En un rincón sereno de la región de Borgoña, Francia, un joven monje, movido por una pasión inquebrantable por la fe, se convertiría en una de las figuras más influyentes de la Edad Media. Ese monje era Bernardo de Claraval, quien, con su fervor y sabiduría, dejaría una huella imborrable en la historia de la Iglesia.
Del palacio al monasterio
Nacido en 1090, Bernardo creció en el seno de una familia noble. Desde muy joven, su corazón ardía con un deseo profundo de servir a Dios. A los 22 años, abandonó las comodidades del mundo para ingresar en la austera abadía de Cîteaux, un lugar donde el silencio y la oración eran el pan de cada día. No tardó mucho en destacarse por su fervor y espiritualidad, y apenas tres años después, fue enviado a fundar una nueva abadía en un valle inhóspito que pronto se conocería como Claraval. Allí, Bernardo comenzaría su misión de reformar la vida monástica y predicar la palabra de Dios con una elocuencia que aún resuena a través del tiempo.
San Bernardo no solo fue un reformador del monacato, sino también un apasionado defensor de la fe. Participó activamente en la predicación de la Segunda Cruzada, alentando a reyes y caballeros a tomar la cruz con su poderosa retórica. Sin embargo, no fue solo su influencia política lo que lo distinguió, sino su profunda devoción a la Virgen María, que marcó cada aspecto de su vida y enseñanzas.
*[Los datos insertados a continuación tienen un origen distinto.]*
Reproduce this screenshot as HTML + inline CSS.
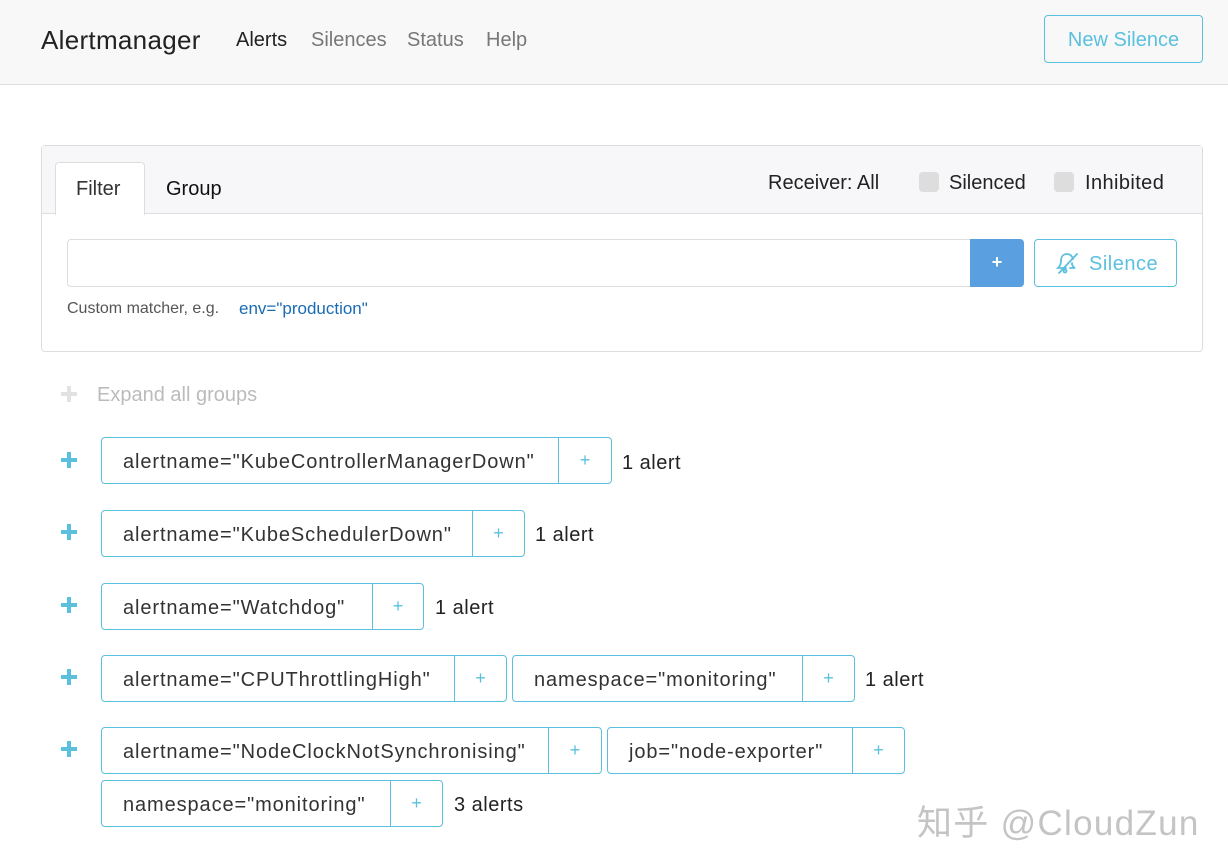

Amor Inquebrantable a la Virgen María
“De María, nunca se dice suficiente”, proclamaba San Bernardo, reconociendo en la Madre de Dios el modelo perfecto de amor y humildad. Para él, María era la intercesora suprema, la que une a los hombres con su Hijo divino. En sus sermones y escritos, Bernardo exaltaba a la Virgen como el medio más seguro para alcanzar la salvación. Él mismo veía en ella un refugio en momentos de tribulación, una estrella que guía a los navegantes del alma a través de los mares tempestuosos de la vida.
Uno de los momentos más emblemáticos de su devoción se encuentra en la leyenda que rodea la creación de la oración mariana más conocida: el *Salve Regina*. Según la tradición, fue durante una de sus homilías que Bernardo, movido por una inspiración divina, interrumpió su discurso y, con lágrimas en los ojos, exclamó: «¡Oh, clementísima, oh piadosa, oh dulce Virgen María!». Estas palabras, llenas de un amor ardiente, fueron incorporadas al final del *Salve Regina*, una oración que ha resonado en las iglesias católicas durante siglos, reflejando el espíritu mariano de San Bernardo.
El legado de San Bernardo va más allá de sus palabras y escritos. Él enseñó a sus monjes, y al mundo, que la verdadera devoción no consiste en simples actos exteriores, sino en un amor sincero y profundo por Dios y su Madre. «Donde está la humildad, está la caridad», solía decir, subrayando que el amor verdadero nace de un corazón humilde, como el de María.
Al encuentro del Señor
En 1153, después de una vida dedicada al servicio de Dios, Bernardo partió a la casa del Padre. Sin embargo, su influencia no desapareció con su muerte. Al contrario, su devoción a la Virgen María y su amor por la Iglesia continuaron inspirando a generaciones de fieles.
San Bernardo de Claraval fue proclamado Doctor de la Iglesia en 1830 por el Papa Pío VIII, un título que confirma la profundidad y relevancia de sus enseñanzas. Hasta hoy, es recordado no solo como un gran reformador y predicador, sino como un verdadero amante de María, quien, a través de sus palabras y ejemplo, sigue guiando a muchos hacia el corazón de su Hijo.
En San Bernardo encontramos un ejemplo radiante de cómo la fe, el amor y la devoción pueden transformar vidas y dejar un legado eterno. Su vida, marcada por la humildad y la caridad, es un testimonio del poder de la devoción sincera a la Virgen María, que sigue siendo una fuente de inspiración y consuelo para millones de personas en todo el mundo.